Les petits canaux exigeant peu de dépense d'eau pour le service des écluses, et leur premier établissement, comme leur entretien, n'entraînant pas des dépenses excessives, les droits de navigation, sans être onéreux pour le commerce, indemnisent largement leurs entrepreneurs.

Tels sont les moyens de communication que réclame aujourd'hui la France. Elle les réclame plus vivement encore que l'Angleterre, car elle n'est point, comme elle, dédommagée des difficultés de ses communications intérieures par un développement de côtes considérable, et un littoral fortement découpé, qui laisse pénétrer les mers jusques dans le cœur du pays. Les houilles de Newcastle et du Lancashire peuvent arriver à Londres par mer; pouvons-nous faire venir de même celles de Saint-Étienne et de Valenciennes? Sachons donc gré aux capitalistes patriotes qui dirigent leurs vues vers ces utiles spéculations. Puissent-ils, sous un gouvernement protecteur, trouver, dans les produits de leurs entreprises et dans l'approbation publique, un juste dédommagement de leurs sacrifices!

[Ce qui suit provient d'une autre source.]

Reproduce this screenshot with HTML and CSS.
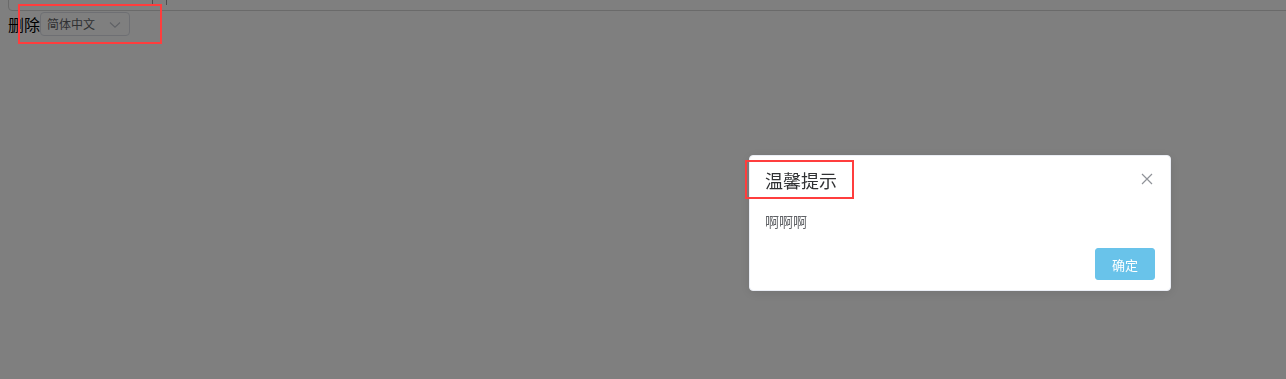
FILE: index.html
```html
<!DOCTYPE html>
<html lang="zh-CN">
<head>
<meta charset="utf-8">
<title>温馨提示</title>
<link rel="stylesheet" href="styles.css">
</head>
<body>
  <div class="page">
    <div class="top-box">
      <span class="tick tick-a"></span>
      <span class="tick tick-b"></span>
    </div>
    <div class="row">
      <span class="del">删除</span>
      <div class="select">
        <span class="select-text">简体中文</span>
        <svg class="arrow" width="12" height="8" viewBox="0 0 12 8"><polyline points="1,1.5 6,6.2 11,1.5" fill="none" stroke="#c0c4cc" stroke-width="1.2"/></svg>
      </div>
    </div>
  </div>

  <div class="mask"></div>

  <div class="msgbox">
    <div class="msgbox-header">
      <span class="msgbox-title">温馨提示</span>
      <button class="msgbox-close" aria-label="关闭">
        <svg width="16" height="16" viewBox="0 0 16 16"><path d="M3 3 L13 13 M13 3 L3 13" stroke="#909399" stroke-width="1.2" fill="none"/></svg>
      </button>
    </div>
    <div class="msgbox-content">啊啊啊</div>
    <div class="msgbox-btns">
      <button class="btn-primary">确定</button>
    </div>
  </div>

  <div class="mark mark-1"></div>
  <div class="mark mark-2"></div>
</body>
</html>
```

FILE: styles.css
```css
html, body {
  margin: 0;
  padding: 0;
  overflow: hidden;
  width: 1286px;
  height: 379px;
  background: #fff;
  font-family: "Noto Sans CJK SC", "Liberation Sans", sans-serif;
}

.page {
  padding: 0 0 0 8px;
}

.top-box {
  margin-top: -27px;
  height: 38px;
  width: 1300px;
  border: 1px solid #d4d4d4;
  border-radius: 4px;
  box-sizing: border-box;
  display: flex;
  align-items: flex-end;
  padding-bottom: 5px;
}

.tick {
  display: block;
  width: 1px;
  height: 5px;
  background: #9a9a9a;
}
.tick-a { margin-left: 143px; }
.tick-b { margin-left: 13px; }

.row {
  display: flex;
  align-items: center;
  margin-top: 1px;
  height: 24px;
}

.del {
  font-size: 16px;
  line-height: 24px;
  color: #000;
  width: 32px;
}

.select {
  box-sizing: border-box;
  width: 90px;
  height: 24px;
  border: 1px solid #dcdfe6;
  border-radius: 4px;
  display: flex;
  align-items: center;
  justify-content: space-between;
  padding: 0 8px 0 6px;
}

.select-text {
  font-size: 12px;
  line-height: 16px;
  color: #606266;
}

.arrow {
  display: block;
  margin-top: 1px;
}

.mask {
  position: fixed;
  inset: 0;
  background: rgba(0, 0, 0, 0.5);
}

.msgbox {
  position: fixed;
  left: 749px;
  top: 155px;
  width: 422px;
  box-sizing: border-box;
  background: #fff;
  border: 1px solid #ebeef5;
  border-radius: 4px;
  box-shadow: 0 2px 12px 0 rgba(0, 0, 0, 0.1);
  padding-bottom: 10px;
}

.msgbox-header {
  position: relative;
  padding: 15px 15px 10px;
}

.msgbox-title {
  display: block;
  font-size: 18px;
  line-height: 18px;
  color: #303133;
}

.msgbox-close {
  position: absolute;
  top: 15px;
  right: 15px;
  width: 16px;
  height: 16px;
  padding: 0;
  border: none;
  background: none;
}
.msgbox-close svg { display: block; }

.msgbox-content {
  padding: 10px 15px;
  font-size: 14px;
  line-height: 24px;
  color: #606266;
}

.msgbox-btns {
  padding: 5px 15px 0;
  display: flex;
  justify-content: flex-end;
}

.btn-primary {
  width: 60px;
  height: 32px;
  border: 1px solid #69c3ea;
  background: #69c3ea;
  color: #fff;
  border-radius: 3px;
  font-family: "Noto Sans CJK SC", "Liberation Sans", sans-serif;
  font-size: 13px;
  line-height: 1;
  padding: 0;
}

.mark {
  position: fixed;
  border: 2px solid #ff3d3d;
  box-sizing: border-box;
}
.mark-1 {
  left: 18px;
  top: 4px;
  width: 144px;
  height: 40px;
}
.mark-2 {
  left: 745px;
  top: 160px;
  width: 109px;
  height: 39px;
}
```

Si toutes les provinces de France ont besoin de canaux navigables, Paris et ses environs les réclament plus vivement que tout autre. Paris est fort différent de ce qu'il était avant la Révolution. De vastes bâtiments passés des mains du sacerdoce dans celles de l'industrie; des capitaux livrés au commerce, parce qu'il n'y avait plus honneur à les dissiper follement; l'activité des esprits, résultat ordinaire des discordes civiles, se portant dans les voies de l'indépendance et de la fortune; les étonnants progrès des sciences appliquées aux arts ; toutes ces causes et plusieurs autres ont, depuis vingt-cinq ans, fait de Paris une des plus importantes manufactures du monde[1].

  1. On aurait tort de croire que le génie manufacturier ne se déploie qu'en grands ateliers. Les petits entrepreneurs présentent par leur réunion une masse d'industrie manufacturière que n'égalent jamais les plus grandes entreprises. Il y a telle rue de Paris, comme la rue Bourg-l'Abbé, celle des Gravilliers, dont chaque étage de chaque maison, est une manufacture, et où dix mille ouvriers trouvent une occupation journalière. Quels ateliers présentent une aussi grande masse de travail industriel ? On trouve encore dans Paris des ateliers, comme ceux des Imprimeurs, qu’on ne range pas communément parmi les manufactures, quoiqu’ils le soient bien véritablement. Une boutique de Modes est une manufacture ; on en peut dire autant d’une cuisine de Restaurateur. (Note de l’Auteur.)